Neuvo Radio group – Keeping radio relevant. The group says it morphed into opening up radio and production and distribution mechanisms to users to create their own content and disseminate that content.

Jon Gordon had a “radio coffee shop” idea where people could go not only to have coffee, but also to use computers and other equipment to create radio, which would then be broadcast. This is an easier process now with the advent of high-definition radio.

Phil Wilson outlined ideas for radio to become a more integrated member of the community. “What was interesting was we started talking about that could happen, and Jon and I joked about taking the ‘dying medium of radio’ and the ‘dying industry of libraries’ and putting them together.”

Wilson says as they talked, they realize all of this comes down to more user involvement. Is the future of radio as a social media? “It has to be more controlled by the audience,” he said.

Another idea was an audioi stream of some fashion from a place like MPR that people could download as raw information, and use it to create their own stories.

An example: the MPR series on University Avenue.

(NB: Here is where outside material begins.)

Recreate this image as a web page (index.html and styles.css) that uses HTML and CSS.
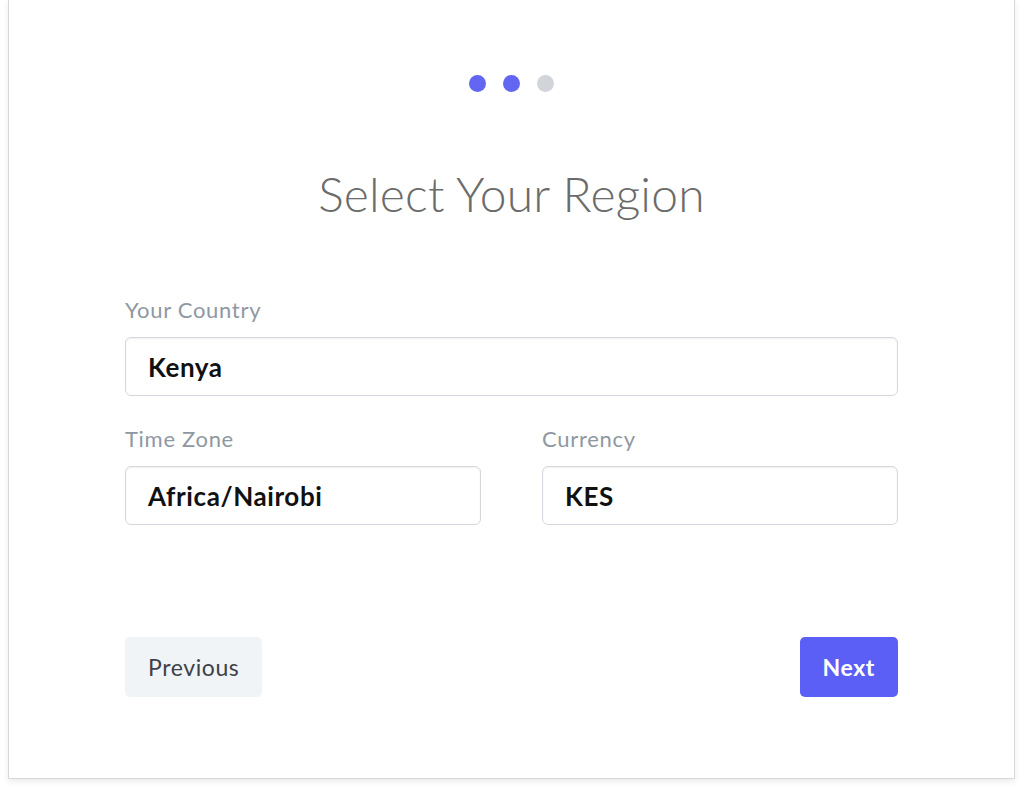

It would’ve been even more relevant to people on University Avenue, one presenter said, if part of it were written by a resident. So why not make elements available to initiate that follow-up story. That’s not to say the original wasn’t relevant — it was, to a wider audience.

Here’s an interesting idea outlined by Wilson: Getting radio away from being enslaved by the clock. “Does Future Tense really need to be on at the same time every day? What if it moved around from day to day?”

It was a fascinating four or five hours and, ideally, will result in more noodling on the changing media around us. Perhaps we can start in the comments section below.

Update 2:54 p.m. At Julia Schrenkler’s suggestion, I ran News Cut through wordle:


That would make a great coffee mug.

Not to throw water on things but on the way home today I remembered hearing a conversation in the newsroom this week. One person was asking another person what’s the point of having text-messaging on a cellphone.